What you should do:
Find the number of lines containing the string "React" in the data. Answer with the number by itself.

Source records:

****************

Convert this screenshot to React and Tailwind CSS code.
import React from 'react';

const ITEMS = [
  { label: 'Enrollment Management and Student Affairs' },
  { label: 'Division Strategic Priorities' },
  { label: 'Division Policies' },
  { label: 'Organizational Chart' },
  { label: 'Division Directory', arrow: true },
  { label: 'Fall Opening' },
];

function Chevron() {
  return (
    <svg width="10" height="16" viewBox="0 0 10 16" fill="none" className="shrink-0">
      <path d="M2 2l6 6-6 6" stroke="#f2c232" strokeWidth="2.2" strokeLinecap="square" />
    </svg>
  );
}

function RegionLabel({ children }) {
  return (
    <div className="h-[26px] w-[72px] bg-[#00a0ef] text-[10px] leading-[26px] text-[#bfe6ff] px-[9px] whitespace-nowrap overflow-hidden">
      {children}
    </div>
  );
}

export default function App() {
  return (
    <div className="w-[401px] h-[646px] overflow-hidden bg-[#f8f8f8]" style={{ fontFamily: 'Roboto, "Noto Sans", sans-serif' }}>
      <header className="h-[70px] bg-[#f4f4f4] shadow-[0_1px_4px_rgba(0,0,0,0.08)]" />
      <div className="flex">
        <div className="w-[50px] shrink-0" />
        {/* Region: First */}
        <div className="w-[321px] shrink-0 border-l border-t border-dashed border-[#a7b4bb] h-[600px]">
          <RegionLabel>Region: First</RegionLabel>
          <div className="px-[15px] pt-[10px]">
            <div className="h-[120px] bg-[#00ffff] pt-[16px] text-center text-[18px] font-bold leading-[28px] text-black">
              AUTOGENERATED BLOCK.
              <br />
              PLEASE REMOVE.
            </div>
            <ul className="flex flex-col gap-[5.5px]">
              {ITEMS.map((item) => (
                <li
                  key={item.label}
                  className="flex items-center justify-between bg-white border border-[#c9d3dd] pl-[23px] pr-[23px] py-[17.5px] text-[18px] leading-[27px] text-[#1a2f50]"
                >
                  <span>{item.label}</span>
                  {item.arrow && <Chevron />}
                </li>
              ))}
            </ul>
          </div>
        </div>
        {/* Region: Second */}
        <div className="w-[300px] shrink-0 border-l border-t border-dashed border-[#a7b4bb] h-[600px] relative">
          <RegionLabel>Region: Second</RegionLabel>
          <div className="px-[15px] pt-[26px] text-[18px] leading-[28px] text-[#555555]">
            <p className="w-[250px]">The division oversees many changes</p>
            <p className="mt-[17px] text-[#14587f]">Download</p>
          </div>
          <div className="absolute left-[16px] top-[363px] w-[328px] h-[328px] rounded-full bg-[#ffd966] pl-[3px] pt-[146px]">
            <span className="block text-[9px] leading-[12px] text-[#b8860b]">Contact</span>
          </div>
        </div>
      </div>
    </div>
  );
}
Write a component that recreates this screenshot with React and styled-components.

****************

Exercise solution:
3